A l'opposée, les constructeurs français, encouragés par le précédent gouvernement, misent sur les voitures électriques. Lors de son audition par la Commission des affaires économiques de l'Assemblée nationale en janvier, Carlos Tavares, directeur général délégué de Renault, avait eu une phrase lapidaire illustrant tout le bien qu'il pense des voitures hybrides : "deux motorisations pour un seul véhicule dans une industrie à faible marge, c'est une de trop". Peugeot semble néanmoins mieux armé avec le lancement à l'automne dernier de la première voiture diesel-électrique de série.
Du côté des experts du secteur, la balance semble là aussi pencher en faveur des voitures hybrides, confortant le choix de Toyota. Ainsi, le cabinet Oliver Wyman, estime que sous l'impulsion des pays émergents, le marché des véhicules hybrides devrait croitre de 16% par an jusqu'en 2017 pour atteindre 3,2 millions de voitures vendues par an. Une hausse qui représentera 45% de la croissance de l'ensemble du marché. "En conséquence, les constructeurs doivent intensifier leur focus sur les systèmes de traction alternatifs, améliorer la combustion interne des moteurs, recourir massivement aux technologies permettant les gains de poids", estime le cabinet, qui n'envisage pas que les véhicules électriques puissent s'imposer avant 2025. A cette échéance il ne devrait représenter que 1,5% du parc automobile.

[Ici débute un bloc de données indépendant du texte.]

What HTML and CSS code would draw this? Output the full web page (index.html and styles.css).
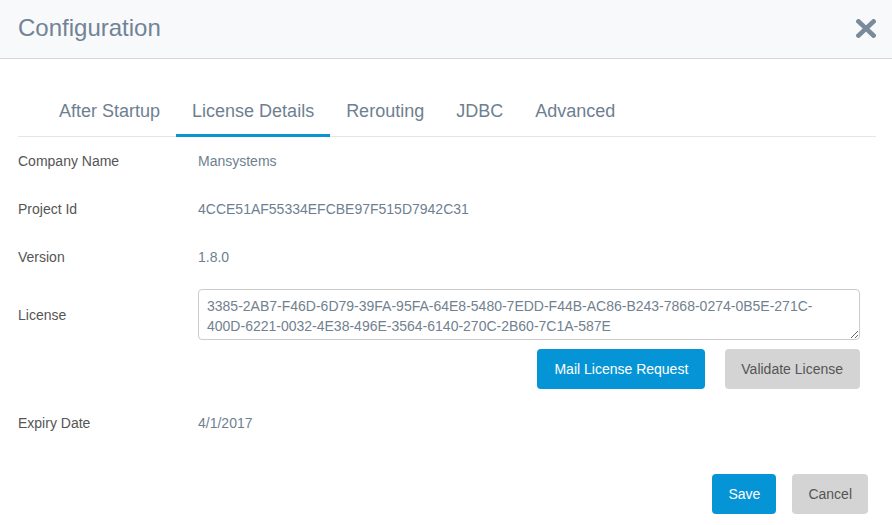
FILE: index.html
```
<!DOCTYPE html>
<html>
<head>
<meta charset="utf-8">
<link rel="stylesheet" href="styles.css">
</head>
<body>
<div class="modal">
  <header class="modal-header">
    <h1 class="title">Configuration</h1>
    <button class="close" aria-label="Close">
      <svg width="20" height="19" viewBox="0 0 20 19"><path d="M2.5 2.5 L17.5 16.5 M17.5 2.5 L2.5 16.5" stroke="#7b8a9b" stroke-width="4.6" stroke-linecap="square" fill="none"/></svg>
    </button>
  </header>
  <div class="modal-body">
    <ul class="tabs">
      <li><a class="tab">After Startup</a></li>
      <li><a class="tab active">License Details</a></li>
      <li><a class="tab">Rerouting</a></li>
      <li><a class="tab">JDBC</a></li>
      <li><a class="tab">Advanced</a></li>
    </ul>
    <div class="form">
      <div class="row">
        <div class="label">Company Name</div>
        <div class="value">Mansystems</div>
      </div>
      <div class="row">
        <div class="label">Project Id</div>
        <div class="value">4CCE51AF55334EFCBE97F515D7942C31</div>
      </div>
      <div class="row">
        <div class="label">Version</div>
        <div class="value">1.8.0</div>
      </div>
      <div class="row license-row">
        <div class="label license-label">License</div>
        <div class="field">
          <textarea class="license-text">3385-2AB7-F46D-6D79-39FA-95FA-64E8-5480-7EDD-F44B-AC86-B243-7868-0274-0B5E-271C-
400D-6221-0032-4E38-496E-3564-6140-270C-2B60-7C1A-587E</textarea>
          <div class="actions">
            <button class="btn btn-primary btn-mail">Mail License Request</button>
            <button class="btn btn-default btn-validate">Validate License</button>
          </div>
        </div>
      </div>
      <div class="row">
        <div class="label">Expiry Date</div>
        <div class="value">4/1/2017</div>
      </div>
    </div>
  </div>
  <footer class="modal-footer">
    <button class="btn btn-primary">Save</button>
    <button class="btn btn-default">Cancel</button>
  </footer>
</div>
</body>
</html>
```
FILE: styles.css
```
* { box-sizing: border-box; }
html, body {
  margin: 0;
  padding: 0;
  background: #ffffff;
  font-family: "Liberation Sans", Arial, sans-serif;
}
.modal {
  width: 892px;
  height: 525px;
  overflow: hidden;
  background: #ffffff;
}
.modal-header {
  height: 59px;
  background: #f8f9fb;
  border-bottom: 1px solid #d5d7db;
  display: flex;
  align-items: center;
  justify-content: space-between;
  padding: 0 16px 2px 18px;
}
.title {
  margin: 0;
  font-size: 24px;
  font-weight: normal;
  line-height: 28px;
  color: #728396;
}
.close {
  border: none;
  background: none;
  padding: 0;
  margin: 1px 0 0 0;
  width: 20px;
  height: 19px;
  display: flex;
}
.modal-body {
  padding: 0 16px 0 18px;
}
.tabs {
  list-style: none;
  margin: 27px 0 0 0;
  padding: 0 0 0 25px;
  display: flex;
  border-bottom: 1px solid #e6e6e6;
}
.tab {
  display: block;
  padding: 15px 16px 13px 16px;
  font-size: 18px;
  line-height: 20px;
  color: #6e7f91;
  border-bottom: 3px solid transparent;
  margin-bottom: -1px;
}
.tab.active {
  border-bottom-color: #0595d6;
}
.row {
  display: flex;
  align-items: center;
  height: 48px;
  font-size: 14px;
  line-height: 20px;
}
.label {
  width: 180px;
  flex: none;
  color: #555555;
}
.value {
  color: #6e7f91;
}
.license-row {
  height: auto;
  align-items: flex-start;
  padding: 8px 0 10px 0;
}
.license-label {
  margin-top: 16px;
}
.field {
  flex: 1;
  padding-right: 16px;
}
.license-text {
  display: block;
  width: 100%;
  height: 51px;
  margin: 0;
  padding: 6px 8px;
  border: 1px solid #cccccc;
  border-radius: 4px;
  font-family: "Liberation Sans", Arial, sans-serif;
  font-size: 14px;
  line-height: 20px;
  color: #72818f;
  resize: vertical;
  overflow: hidden;
}
.actions {
  display: flex;
  justify-content: flex-end;
  gap: 20px;
  margin-top: 9px;
}
.btn {
  height: 40px;
  padding: 0 16px;
  border: none;
  border-radius: 4px;
  font-family: "Liberation Sans", Arial, sans-serif;
  font-size: 14px;
  line-height: 20px;
}
.btn-primary {
  background: #0595d6;
  color: #ffffff;
}
.btn-default {
  background: #d4d4d4;
  color: #555555;
}
.btn-mail {
  padding: 0 17px;
}
.btn-validate {
  padding: 0 17px 0 16px;
}
.modal-footer {
  display: flex;
  justify-content: flex-end;
  gap: 16px;
  margin-top: 27px;
  padding-right: 24px;
}
```
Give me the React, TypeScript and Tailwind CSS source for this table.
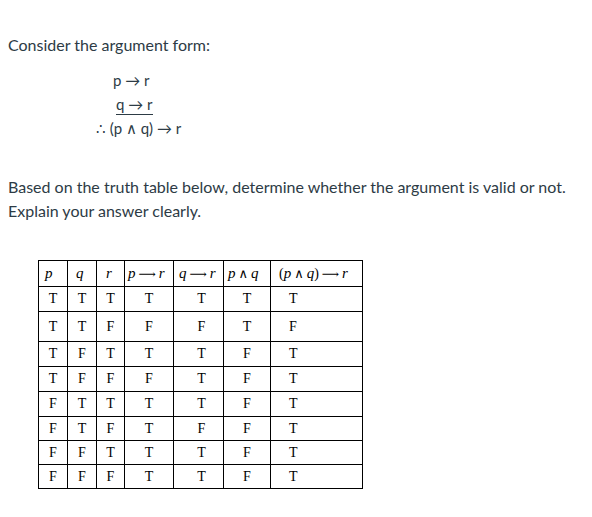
const rows = [
	["T", "T", "T", "T", "T", "T", "T"],
	["T", "T", "F", "F", "F", "T", "F"],
	["T", "F", "T", "T", "T", "F", "T"],
	["T", "F", "F", "F", "T", "F", "T"],
	["F", "T", "T", "T", "T", "F", "T"],
	["F", "T", "F", "T", "F", "F", "T"],
	["F", "F", "T", "T", "T", "F", "T"],
	["F", "F", "F", "T", "T", "F", "T"],
]

const rowHeights = ["h-[25px]", "h-[30px]", "h-[25px]", "h-[25px]", "h-[25px]", "h-[24px]", "h-[24px]", "h-[24px]"]

const widths = ["w-[29px]", "w-[29px]", "w-[28px]", "w-[49px]", "w-[50px]", "w-[47px]", "w-[92px]"]

const cellAlign = [
	"text-center",
	"text-center",
	"text-center",
	"text-center",
	"text-center pl-[6px]",
	"text-center",
	"text-left pl-[18px]",
]

const V = ({ children }: { children: React.ReactNode }) => <i className="text-[15px]">{children}</i>
const Arrow = () => <span className="font-['DejaVu_Serif',serif] text-[12px] mx-[3px]">⟶</span>
const And = () => <span className="font-['DejaVu_Serif',serif] text-[13px] mx-[3px]">∧</span>

const App = () => {
	return (
		<div className="w-[592px] h-[517px] bg-white pl-2 font-['Lato',sans-serif] text-[16px] leading-6 text-[#2d3b45]">
			<p className="pt-[33px]">Consider the argument form:</p>
			<div className="mt-[11px] text-[15px]">
				<p className="ml-[105px]">p → r</p>
				<p className="ml-[108px]">
					<span className="border-b border-[#2d3b45] pb-[1px]">q → r</span>
				</p>
				<p className="ml-[88px]">∴ (p ∧ q) → r</p>
			</div>
			<p className="mt-[35px]">Based on the truth table below, determine whether the argument is valid or not.</p>
			<p>Explain your answer clearly.</p>
			<table className="mt-[37px] ml-[30px] border-collapse border border-black font-['Liberation_Serif',serif] text-[14px] leading-none text-black">
				<thead>
					<tr className="h-[26px]">
						<th className={`${widths[0]} border border-black font-normal text-left pl-[6px]`}><V>p</V></th>
						<th className={`${widths[1]} border border-black font-normal text-left pl-[8px]`}><V>q</V></th>
						<th className={`${widths[2]} border border-black font-normal text-left pl-[9px]`}><V>r</V></th>
						<th className={`${widths[3]} border border-black font-normal text-left pl-[3px] whitespace-nowrap`}><V>p</V><Arrow /><V>r</V></th>
						<th className={`${widths[4]} border border-black font-normal text-left pl-[5px] whitespace-nowrap`}><V>q</V><Arrow /><V>r</V></th>
						<th className={`${widths[5]} border border-black font-normal text-left pl-[4px] whitespace-nowrap`}><V>p</V><And /><V>q</V></th>
						<th className={`${widths[6]} border border-black font-normal text-left pl-[8px] whitespace-nowrap`}>(<V>p</V><And /><V>q</V>)<Arrow /><V>r</V></th>
					</tr>
				</thead>
				<tbody>
					{rows.map((row, i) => (
						<tr key={i} className={rowHeights[i]}>
							{row.map((v, j) => (
								<td key={j} className={`border border-black ${cellAlign[j]}`}>{v}</td>
							))}
						</tr>
					))}
				</tbody>
			</table>
		</div>
	)
}

export default App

L'analyse est encore plus optimiste chez PricewaterhouseCoopers (PwC) qui envisage un doublement des ventes d'hybrides ente 2011 et 2018, rapporte l'AFP. En 2018 les ventes d'hybrides devraient atteindre 4,3% du total mondial, soit approximativement 4,6 millions d'unités. Quant aux voitures électriques, elles devraient atteindre difficilement le pourcent de part de marché en 2018.